The WCS study also suggested other options including continued population monitoring, maintaining connective corridors between higher-elevation habitats, and reintroducing the species to the mountains of Colorado.

With the details still to be formed, Inman addressed the issue of funding through the example of the Pittman-Robertson Act – which puts money generated through the sale of firearms and archery equipment into a state coffer designated for conservation projects.

“It’s been the most successful model for reestablishing populations and managing wildlife anywhere in the world,” he said.

Having revived more prominent game such as whitetail deer, black bear and wild turkey, the expansion of that system – to include other gear like tents and packs – could have the same beneficial effect on non-game species like the wolverine.

“Society said that it wants to conserve species when it enacted the endangered species act,” Inman said. “But until we develop a dedicated funding system that enables us to do the work that must be done to conserve habitats and monitor populations, we are just talking.

“Sportsmen figured out how to do that in 1937 with the Pittman-Robertson Act.
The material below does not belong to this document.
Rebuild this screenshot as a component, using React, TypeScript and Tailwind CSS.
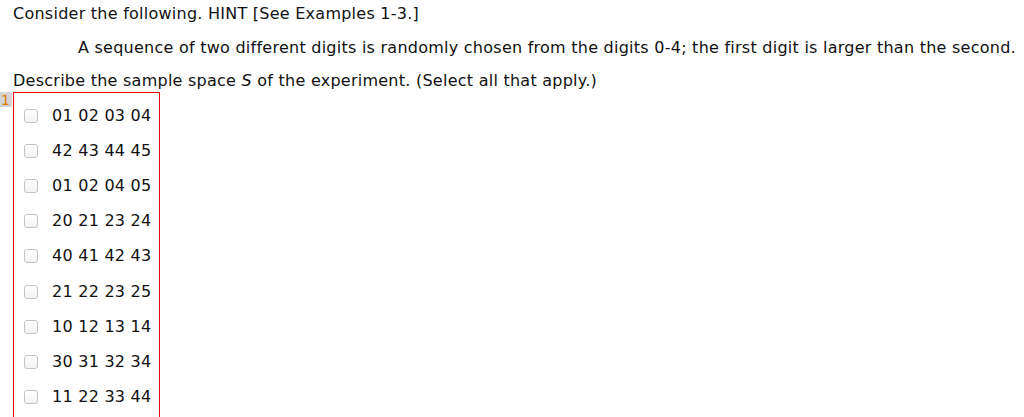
import React from 'react';

const options = [
  '01 02 03 04',
  '42 43 44 45',
  '01 02 04 05',
  '20 21 23 24',
  '40 41 42 43',
  '21 22 23 25',
  '10 12 13 14',
  '30 31 32 34',
  '11 22 33 44',
];

const App: React.FC = () => {
  return (
    <div className="h-[417px] overflow-hidden bg-white font-['DejaVu_Sans',Verdana,sans-serif] text-[16px] leading-[20px] tracking-[0.25px] text-[#111]">
      <p className="pl-[13px] pt-[4px]">Consider the following. HINT [See Examples 1-3.]</p>
      <p className="pl-[78px] pt-[14px]">
        A sequence of two different digits is randomly chosen from the digits 0-4; the first digit is larger than the second.
      </p>
      <p className="pl-[13px] pt-[13px]">
        Describe the sample space <i>S</i> of the experiment. (Select all that apply.)
      </p>
      <div className="relative mt-[1px]">
        <span className="absolute left-0 top-0 flex h-[15px] w-[12px] items-center justify-end overflow-hidden bg-[#d4d4d4] pr-[2px] text-[14px] leading-none tracking-normal text-[#e07b00]">
          1
        </span>
        <div className="ml-[13px] w-[147px] border-[1.5px] border-solid border-red-600 pb-[20px] pt-[5px]">
          {options.map((o) => (
            <label key={o} className="flex h-[35.2px] items-center">
              <span className="ml-[10px] h-[14px] w-[14px] rounded-[3px] border border-[#c4c4c4] bg-gradient-to-b from-white to-[#f3f3f3]" />
              <span className="ml-[14px] whitespace-nowrap">{o}</span>
            </label>
          ))}
        </div>
      </div>
    </div>
  );
};

export default App;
We just need to follow that example and get it done for the broader range of species that we now ask our state wildlife agencies to steward.”

Sean Forbes is a freelance writer based in Bozeman, Montana, where chasing stories only occasionally gets in the way of playing outside. Dr. Robert Inman is continuing to research wolverines, now at the Craighead Institute in Bozeman. This story was adapted from one originally printed in the summer 2013 issue of Mountain Outlaw magazine.